What is expected
Every line that contains the word "screenshot" should be copied out.

>> start Listed entries

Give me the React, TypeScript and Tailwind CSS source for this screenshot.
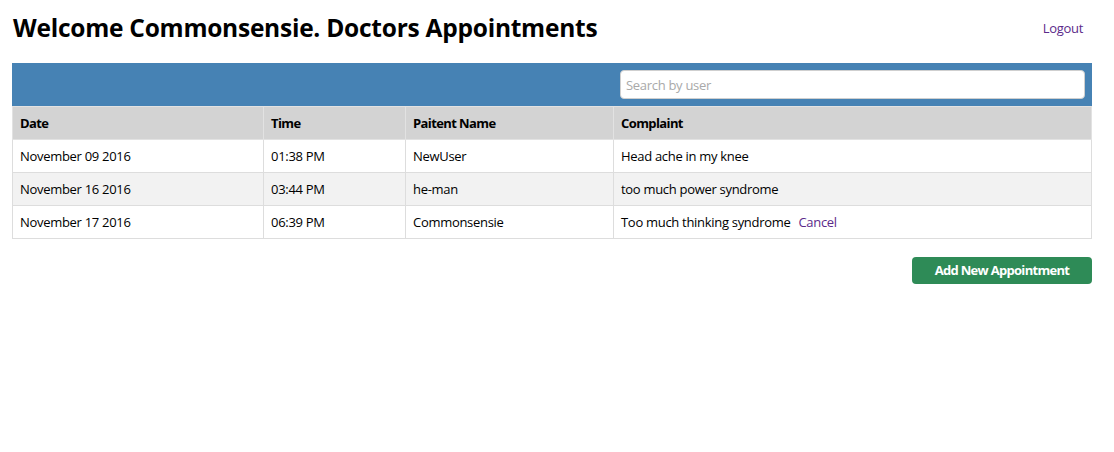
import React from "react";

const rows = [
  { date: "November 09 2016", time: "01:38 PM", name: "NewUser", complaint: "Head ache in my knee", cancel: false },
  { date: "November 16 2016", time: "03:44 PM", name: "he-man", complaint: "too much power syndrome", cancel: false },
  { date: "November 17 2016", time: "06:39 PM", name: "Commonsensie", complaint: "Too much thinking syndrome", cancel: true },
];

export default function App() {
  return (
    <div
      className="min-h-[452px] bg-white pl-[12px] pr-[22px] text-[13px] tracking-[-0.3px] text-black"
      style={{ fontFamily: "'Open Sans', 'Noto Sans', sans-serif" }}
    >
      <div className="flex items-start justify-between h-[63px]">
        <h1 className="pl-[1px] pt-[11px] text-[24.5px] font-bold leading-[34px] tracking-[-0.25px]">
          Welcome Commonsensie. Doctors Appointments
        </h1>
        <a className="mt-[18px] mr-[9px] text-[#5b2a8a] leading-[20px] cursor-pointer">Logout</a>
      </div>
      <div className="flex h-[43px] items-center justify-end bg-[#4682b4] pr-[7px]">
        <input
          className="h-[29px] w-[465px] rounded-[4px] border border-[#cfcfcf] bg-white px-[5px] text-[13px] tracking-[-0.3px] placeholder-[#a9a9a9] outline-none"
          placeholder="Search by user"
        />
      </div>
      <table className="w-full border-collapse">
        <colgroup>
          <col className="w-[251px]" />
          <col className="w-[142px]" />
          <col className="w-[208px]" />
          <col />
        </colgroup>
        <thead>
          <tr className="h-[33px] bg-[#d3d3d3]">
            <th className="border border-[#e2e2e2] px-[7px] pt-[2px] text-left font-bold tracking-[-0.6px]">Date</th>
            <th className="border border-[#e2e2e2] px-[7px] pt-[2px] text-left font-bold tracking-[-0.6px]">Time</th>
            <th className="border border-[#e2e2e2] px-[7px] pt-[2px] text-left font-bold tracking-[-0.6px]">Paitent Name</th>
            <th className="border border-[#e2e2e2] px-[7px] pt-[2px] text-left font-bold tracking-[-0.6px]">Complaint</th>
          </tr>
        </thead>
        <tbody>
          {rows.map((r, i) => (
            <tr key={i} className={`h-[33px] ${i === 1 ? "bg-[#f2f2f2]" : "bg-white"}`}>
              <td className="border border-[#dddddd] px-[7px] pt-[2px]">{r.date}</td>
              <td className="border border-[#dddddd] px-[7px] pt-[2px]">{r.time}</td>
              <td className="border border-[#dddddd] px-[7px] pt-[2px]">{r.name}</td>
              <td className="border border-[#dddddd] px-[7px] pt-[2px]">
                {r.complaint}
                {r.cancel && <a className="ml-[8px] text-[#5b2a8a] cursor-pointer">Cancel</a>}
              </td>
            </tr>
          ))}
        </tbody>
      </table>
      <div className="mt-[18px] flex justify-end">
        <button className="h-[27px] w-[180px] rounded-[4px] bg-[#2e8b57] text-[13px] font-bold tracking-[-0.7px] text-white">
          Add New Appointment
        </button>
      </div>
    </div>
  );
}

>> end Listed entries
>> start Listed entries

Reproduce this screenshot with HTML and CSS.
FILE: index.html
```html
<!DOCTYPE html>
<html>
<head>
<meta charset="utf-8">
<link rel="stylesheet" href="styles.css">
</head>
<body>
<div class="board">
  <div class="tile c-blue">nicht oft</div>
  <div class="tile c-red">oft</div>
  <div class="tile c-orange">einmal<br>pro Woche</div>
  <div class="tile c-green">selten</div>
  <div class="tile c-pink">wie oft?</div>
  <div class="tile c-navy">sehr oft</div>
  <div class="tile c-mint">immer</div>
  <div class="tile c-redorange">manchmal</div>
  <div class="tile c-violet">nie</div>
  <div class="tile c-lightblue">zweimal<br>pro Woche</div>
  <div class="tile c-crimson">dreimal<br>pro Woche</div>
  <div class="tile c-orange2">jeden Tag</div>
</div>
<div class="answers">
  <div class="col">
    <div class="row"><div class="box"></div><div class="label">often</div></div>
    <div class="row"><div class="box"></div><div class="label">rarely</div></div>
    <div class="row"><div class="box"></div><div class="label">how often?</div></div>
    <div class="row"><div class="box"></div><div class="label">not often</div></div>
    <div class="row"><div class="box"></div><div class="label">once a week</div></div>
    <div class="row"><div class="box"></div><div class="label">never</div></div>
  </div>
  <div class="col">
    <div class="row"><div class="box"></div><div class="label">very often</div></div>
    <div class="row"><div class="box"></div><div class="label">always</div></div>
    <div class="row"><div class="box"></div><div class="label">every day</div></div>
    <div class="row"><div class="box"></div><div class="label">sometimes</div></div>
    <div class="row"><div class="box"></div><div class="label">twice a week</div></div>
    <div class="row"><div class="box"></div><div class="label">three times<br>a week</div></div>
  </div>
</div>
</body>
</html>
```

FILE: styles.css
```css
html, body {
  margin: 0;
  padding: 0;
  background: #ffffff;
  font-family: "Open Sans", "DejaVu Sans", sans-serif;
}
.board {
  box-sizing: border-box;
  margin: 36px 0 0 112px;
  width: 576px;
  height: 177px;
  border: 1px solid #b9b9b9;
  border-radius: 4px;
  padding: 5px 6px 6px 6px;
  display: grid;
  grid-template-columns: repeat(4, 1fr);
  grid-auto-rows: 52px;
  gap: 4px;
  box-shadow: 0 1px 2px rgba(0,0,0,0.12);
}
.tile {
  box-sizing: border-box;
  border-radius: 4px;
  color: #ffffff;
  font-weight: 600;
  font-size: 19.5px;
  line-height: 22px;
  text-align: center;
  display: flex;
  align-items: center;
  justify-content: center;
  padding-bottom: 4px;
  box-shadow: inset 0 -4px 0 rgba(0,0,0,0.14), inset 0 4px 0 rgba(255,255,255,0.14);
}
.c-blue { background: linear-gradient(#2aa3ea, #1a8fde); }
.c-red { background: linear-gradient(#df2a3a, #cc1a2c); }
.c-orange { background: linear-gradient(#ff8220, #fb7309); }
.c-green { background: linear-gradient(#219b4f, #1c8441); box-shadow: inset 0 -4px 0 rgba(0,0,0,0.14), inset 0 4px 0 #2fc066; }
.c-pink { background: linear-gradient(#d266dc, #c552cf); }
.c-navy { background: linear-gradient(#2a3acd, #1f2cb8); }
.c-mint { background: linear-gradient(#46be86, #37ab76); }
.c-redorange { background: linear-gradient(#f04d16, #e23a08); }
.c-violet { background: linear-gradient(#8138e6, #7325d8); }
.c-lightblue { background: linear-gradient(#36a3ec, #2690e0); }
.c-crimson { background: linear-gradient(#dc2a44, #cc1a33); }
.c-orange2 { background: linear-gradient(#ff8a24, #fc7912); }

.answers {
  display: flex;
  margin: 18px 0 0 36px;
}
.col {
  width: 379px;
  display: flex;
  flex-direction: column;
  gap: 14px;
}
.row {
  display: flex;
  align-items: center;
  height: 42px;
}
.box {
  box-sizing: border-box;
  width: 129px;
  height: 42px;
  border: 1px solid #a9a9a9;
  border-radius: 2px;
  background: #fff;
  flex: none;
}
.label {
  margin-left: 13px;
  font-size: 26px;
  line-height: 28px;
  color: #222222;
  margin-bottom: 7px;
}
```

>> end Listed entries
>> start Listed entries

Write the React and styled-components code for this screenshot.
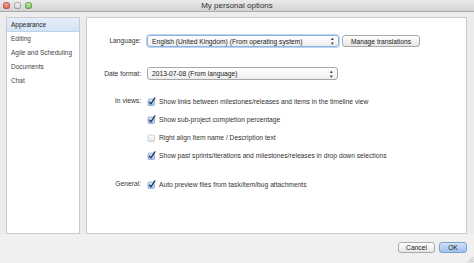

>> end Listed entries

Expected answer
Give me the React, TypeScript and Tailwind CSS source for this screenshot.
Reproduce this screenshot with HTML and CSS.
Write the React and styled-components code for this screenshot.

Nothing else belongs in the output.